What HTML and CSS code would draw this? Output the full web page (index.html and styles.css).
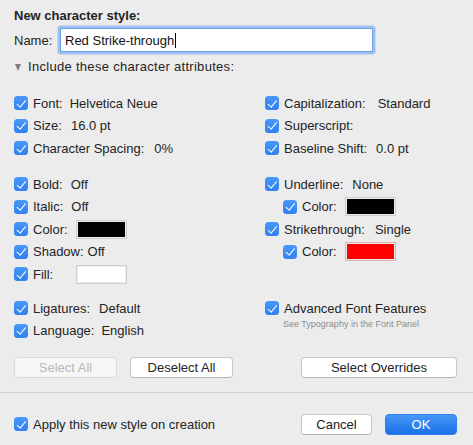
FILE: index.html
```html
<!DOCTYPE html>
<html>
<head>
<meta charset="utf-8">
<link rel="stylesheet" href="styles.css">
</head>
<body>
<div class="dialog">
  <div class="title">New character style:</div>
  <div class="name-row">
    <span class="name-label">Name:</span>
    <div class="input"><span>Red Strike-through</span><span class="caret"></span></div>
  </div>
  <div class="disclosure"><span class="tri"></span>Include these character attributes:</div>

  <div class="section s1">
    <div class="col left">
      <div class="row"><span class="cb"></span><span class="lbl">Font:</span><span class="val g7">Helvetica Neue</span></div>
      <div class="row"><span class="cb"></span><span class="lbl">Size:</span><span class="val g9">16.0 pt</span></div>
      <div class="row"><span class="cb"></span><span class="lbl">Character Spacing:</span><span class="val g10">0%</span></div>
    </div>
    <div class="col right">
      <div class="row"><span class="cb"></span><span class="lbl">Capitalization:</span><span class="val g12">Standard</span></div>
      <div class="row"><span class="cb"></span><span class="lbl">Superscript:</span></div>
      <div class="row"><span class="cb"></span><span class="lbl">Baseline Shift:</span><span class="val g9">0.0 pt</span></div>
    </div>
  </div>

  <div class="section s2">
    <div class="col left">
      <div class="row"><span class="cb"></span><span class="lbl">Bold:</span><span class="val g8">Off</span></div>
      <div class="row"><span class="cb"></span><span class="lbl">Italic:</span><span class="val g8">Off</span></div>
      <div class="row"><span class="cb"></span><span class="lbl lbl-sw">Color:</span><span class="swatch black"></span></div>
      <div class="row"><span class="cb"></span><span class="lbl">Shadow:</span><span class="val g4">Off</span></div>
      <div class="row"><span class="cb"></span><span class="lbl lbl-sw">Fill:</span><span class="swatch white"></span></div>
    </div>
    <div class="col right">
      <div class="row"><span class="cb"></span><span class="lbl">Underline:</span><span class="val g9">None</span></div>
      <div class="row indent"><span class="cb"></span><span class="lbl lbl-sw">Color:</span><span class="swatch black"></span></div>
      <div class="row"><span class="cb"></span><span class="lbl">Strikethrough:</span><span class="val g10">Single</span></div>
      <div class="row indent"><span class="cb"></span><span class="lbl lbl-sw">Color:</span><span class="swatch red"></span></div>
    </div>
  </div>

  <div class="section s3">
    <div class="col left">
      <div class="row"><span class="cb"></span><span class="lbl">Ligatures:</span><span class="val g9">Default</span></div>
      <div class="row"><span class="cb"></span><span class="lbl">Language:</span><span class="val g7">English</span></div>
    </div>
    <div class="col right">
      <div class="row"><span class="cb"></span><span class="lbl">Advanced Font Features</span></div>
      <div class="caption">See Typography in the Font Panel</div>
    </div>
  </div>

  <div class="buttons">
    <button class="btn disabled w103">Select All</button>
    <button class="btn w103">Deselect All</button>
    <span class="spacer"></span>
    <button class="btn w156">Select Overrides</button>
  </div>
</div>
<div class="sep"></div>
<div class="footer">
  <div class="row"><span class="cb"></span><span class="lbl">Apply this new style on creation</span></div>
  <span class="spacer"></span>
  <button class="btn w71">Cancel</button>
  <button class="btn primary w72">OK</button>
</div>
</body>
</html>
```
FILE: styles.css
```css
html, body {
  margin: 0;
  padding: 0;
}
body {
  width: 473px;
  height: 445px;
  background: #ececec;
  font-family: "Liberation Sans", Arial, sans-serif;
  font-size: 13px;
  color: #242424;
  overflow: hidden;
}
.dialog {
  padding: 7px 16px 0 14px;
}
.title {
  font-weight: bold;
  line-height: 18px;
}
.name-row {
  display: flex;
  align-items: center;
  margin-top: 4px;
  height: 22px;
}
.name-label {
  width: 47px;
}
.input {
  width: 311px;
  height: 22px;
  box-sizing: border-box;
  background: #fff;
  border-radius: 1px;
  box-shadow: 0 0 0 1px #6c9fe2, 0 0 0 3.5px #9cc0f0;
  display: flex;
  align-items: center;
  padding-left: 4px;
  color: #111;
}
.caret {
  display: inline-block;
  width: 1px;
  height: 15px;
  background: #000;
  margin-left: 1px;
}
.disclosure {
  margin-top: 8px;
  line-height: 16px;
  display: flex;
  align-items: center;
  letter-spacing: 0.3px;
}
.tri {
  width: 0;
  height: 0;
  border-left: 3.5px solid transparent;
  border-right: 3.5px solid transparent;
  border-top: 7px solid #7d7d7d;
  margin: 1px 7px 0 1px;
}
.section {
  display: flex;
}
.s1 { margin-top: 16.75px; }
.s2 { margin-top: 13.5px; }
.s3 { margin-top: 11.5px; }
.col.left { width: 251px; }
.col.right { flex: 1; }
.row {
  height: 22.5px;
  display: flex;
  align-items: center;
}
.row.indent { padding-left: 18px; }
.cb {
  width: 14px;
  height: 14px;
  border-radius: 3.5px;
  background: linear-gradient(#4a98f8, #2f80f2);
  margin-right: 5px;
  flex: none;
  position: relative;
}
.cb::after {
  content: "";
  position: absolute;
  left: 4.5px;
  top: 1.5px;
  width: 3.5px;
  height: 7.5px;
  border: solid #fff;
  border-width: 0 1.8px 1.8px 0;
  transform: rotate(40deg);
}
.val.g4 { margin-left: 4px; }
.val.g7 { margin-left: 7px; }
.val.g8 { margin-left: 8px; }
.val.g9 { margin-left: 9px; }
.val.g10 { margin-left: 10px; }
.val.g12 { margin-left: 12px; }
.lbl-sw {
  width: 43px;
  flex: none;
}
.swatch {
  width: 51px;
  height: 19px;
  box-sizing: border-box;
  border: 1px solid #cdcdcd;
  padding: 1px;
  background-clip: content-box;
}
.swatch.black { background-color: #000; }
.swatch.white { background-color: #fff; }
.swatch.red { background-color: #fe0000; border-color: #e0b0b0; }
.caption {
  font-size: 9px;
  color: #8c8c8c;
  padding-left: 18px;
  line-height: 11px;
  margin-top: 0;
}
.buttons {
  display: flex;
  margin-top: 15px;
  gap: 13px;
}
.spacer { flex: 1; }
.btn {
  height: 21px;
  box-sizing: border-box;
  border: 1px solid #c6c6c6;
  border-bottom-color: #b4b4b4;
  border-radius: 4px;
  background: #fff;
  font-family: "Liberation Sans", Arial, sans-serif;
  font-size: 13px;
  color: #242424;
  padding: 0;
  line-height: 19px;
}
.btn.disabled {
  background: #f6f6f6;
  border-color: #dadada;
  color: #b9b9b9;
}
.btn.primary {
  background: linear-gradient(#4596f8, #1b72e8);
  border-color: #2d7ef0;
  color: #fff;
}
.w103 { width: 103px; }
.w156 { width: 156px; }
.w71 { width: 71px; }
.w72 { width: 72px; }
.sep {
  margin-top: 14px;
  height: 1px;
  background: #cfcfcf;
}
.footer {
  display: flex;
  align-items: center;
  padding: 21px 16px 0 14px;
  gap: 13px;
}
.footer .row { height: 21px; }
```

☆ ☆ ☆ ☆ ☆ ☆ ☆

Given instruction
Copy out the listing exactly as it stands, but not the pictures.

Solution for this exercise
What HTML and CSS code would draw this? Output the full web page (index.html and styles.css).
FILE: index.html
```html
<!DOCTYPE html>
<html>
<head>
<meta charset="utf-8">
<link rel="stylesheet" href="styles.css">
</head>
<body>
<div class="dialog">
  <div class="title">New character style:</div>
  <div class="name-row">
    <span class="name-label">Name:</span>
    <div class="input"><span>Red Strike-through</span><span class="caret"></span></div>
  </div>
  <div class="disclosure"><span class="tri"></span>Include these character attributes:</div>

  <div class="section s1">
    <div class="col left">
      <div class="row"><span class="cb"></span><span class="lbl">Font:</span><span class="val g7">Helvetica Neue</span></div>
      <div class="row"><span class="cb"></span><span class="lbl">Size:</span><span class="val g9">16.0 pt</span></div>
      <div class="row"><span class="cb"></span><span class="lbl">Character Spacing:</span><span class="val g10">0%</span></div>
    </div>
    <div class="col right">
      <div class="row"><span class="cb"></span><span class="lbl">Capitalization:</span><span class="val g12">Standard</span></div>
      <div class="row"><span class="cb"></span><span class="lbl">Superscript:</span></div>
      <div class="row"><span class="cb"></span><span class="lbl">Baseline Shift:</span><span class="val g9">0.0 pt</span></div>
    </div>
  </div>

  <div class="section s2">
    <div class="col left">
      <div class="row"><span class="cb"></span><span class="lbl">Bold:</span><span class="val g8">Off</span></div>
      <div class="row"><span class="cb"></span><span class="lbl">Italic:</span><span class="val g8">Off</span></div>
      <div class="row"><span class="cb"></span><span class="lbl lbl-sw">Color:</span><span class="swatch black"></span></div>
      <div class="row"><span class="cb"></span><span class="lbl">Shadow:</span><span class="val g4">Off</span></div>
      <div class="row"><span class="cb"></span><span class="lbl lbl-sw">Fill:</span><span class="swatch white"></span></div>
    </div>
    <div class="col right">
      <div class="row"><span class="cb"></span><span class="lbl">Underline:</span><span class="val g9">None</span></div>
      <div class="row indent"><span class="cb"></span><span class="lbl lbl-sw">Color:</span><span class="swatch black"></span></div>
      <div class="row"><span class="cb"></span><span class="lbl">Strikethrough:</span><span class="val g10">Single</span></div>
      <div class="row indent"><span class="cb"></span><span class="lbl lbl-sw">Color:</span><span class="swatch red"></span></div>
    </div>
  </div>

  <div class="section s3">
    <div class="col left">
      <div class="row"><span class="cb"></span><span class="lbl">Ligatures:</span><span class="val g9">Default</span></div>
      <div class="row"><span class="cb"></span><span class="lbl">Language:</span><span class="val g7">English</span></div>
    </div>
    <div class="col right">
      <div class="row"><span class="cb"></span><span class="lbl">Advanced Font Features</span></div>
      <div class="caption">See Typography in the Font Panel</div>
    </div>
  </div>

  <div class="buttons">
    <button class="btn disabled w103">Select All</button>
    <button class="btn w103">Deselect All</button>
    <span class="spacer"></span>
    <button class="btn w156">Select Overrides</button>
  </div>
</div>
<div class="sep"></div>
<div class="footer">
  <div class="row"><span class="cb"></span><span class="lbl">Apply this new style on creation</span></div>
  <span class="spacer"></span>
  <button class="btn w71">Cancel</button>
  <button class="btn primary w72">OK</button>
</div>
</body>
</html>
```
FILE: styles.css
```css
html, body {
  margin: 0;
  padding: 0;
}
body {
  width: 473px;
  height: 445px;
  background: #ececec;
  font-family: "Liberation Sans", Arial, sans-serif;
  font-size: 13px;
  color: #242424;
  overflow: hidden;
}
.dialog {
  padding: 7px 16px 0 14px;
}
.title {
  font-weight: bold;
  line-height: 18px;
}
.name-row {
  display: flex;
  align-items: center;
  margin-top: 4px;
  height: 22px;
}
.name-label {
  width: 47px;
}
.input {
  width: 311px;
  height: 22px;
  box-sizing: border-box;
  background: #fff;
  border-radius: 1px;
  box-shadow: 0 0 0 1px #6c9fe2, 0 0 0 3.5px #9cc0f0;
  display: flex;
  align-items: center;
  padding-left: 4px;
  color: #111;
}
.caret {
  display: inline-block;
  width: 1px;
  height: 15px;
  background: #000;
  margin-left: 1px;
}
.disclosure {
  margin-top: 8px;
  line-height: 16px;
  display: flex;
  align-items: center;
  letter-spacing: 0.3px;
}
.tri {
  width: 0;
  height: 0;
  border-left: 3.5px solid transparent;
  border-right: 3.5px solid transparent;
  border-top: 7px solid #7d7d7d;
  margin: 1px 7px 0 1px;
}
.section {
  display: flex;
}
.s1 { margin-top: 16.75px; }
.s2 { margin-top: 13.5px; }
.s3 { margin-top: 11.5px; }
.col.left { width: 251px; }
.col.right { flex: 1; }
.row {
  height: 22.5px;
  display: flex;
  align-items: center;
}
.row.indent { padding-left: 18px; }
.cb {
  width: 14px;
  height: 14px;
  border-radius: 3.5px;
  background: linear-gradient(#4a98f8, #2f80f2);
  margin-right: 5px;
  flex: none;
  position: relative;
}
.cb::after {
  content: "";
  position: absolute;
  left: 4.5px;
  top: 1.5px;
  width: 3.5px;
  height: 7.5px;
  border: solid #fff;
  border-width: 0 1.8px 1.8px 0;
  transform: rotate(40deg);
}
.val.g4 { margin-left: 4px; }
.val.g7 { margin-left: 7px; }
.val.g8 { margin-left: 8px; }
.val.g9 { margin-left: 9px; }
.val.g10 { margin-left: 10px; }
.val.g12 { margin-left: 12px; }
.lbl-sw {
  width: 43px;
  flex: none;
}
.swatch {
  width: 51px;
  height: 19px;
  box-sizing: border-box;
  border: 1px solid #cdcdcd;
  padding: 1px;
  background-clip: content-box;
}
.swatch.black { background-color: #000; }
.swatch.white { background-color: #fff; }
.swatch.red { background-color: #fe0000; border-color: #e0b0b0; }
.caption {
  font-size: 9px;
  color: #8c8c8c;
  padding-left: 18px;
  line-height: 11px;
  margin-top: 0;
}
.buttons {
  display: flex;
  margin-top: 15px;
  gap: 13px;
}
.spacer { flex: 1; }
.btn {
  height: 21px;
  box-sizing: border-box;
  border: 1px solid #c6c6c6;
  border-bottom-color: #b4b4b4;
  border-radius: 4px;
  background: #fff;
  font-family: "Liberation Sans", Arial, sans-serif;
  font-size: 13px;
  color: #242424;
  padding: 0;
  line-height: 19px;
}
.btn.disabled {
  background: #f6f6f6;
  border-color: #dadada;
  color: #b9b9b9;
}
.btn.primary {
  background: linear-gradient(#4596f8, #1b72e8);
  border-color: #2d7ef0;
  color: #fff;
}
.w103 { width: 103px; }
.w156 { width: 156px; }
.w71 { width: 71px; }
.w72 { width: 72px; }
.sep {
  margin-top: 14px;
  height: 1px;
  background: #cfcfcf;
}
.footer {
  display: flex;
  align-items: center;
  padding: 21px 16px 0 14px;
  gap: 13px;
}
.footer .row { height: 21px; }
```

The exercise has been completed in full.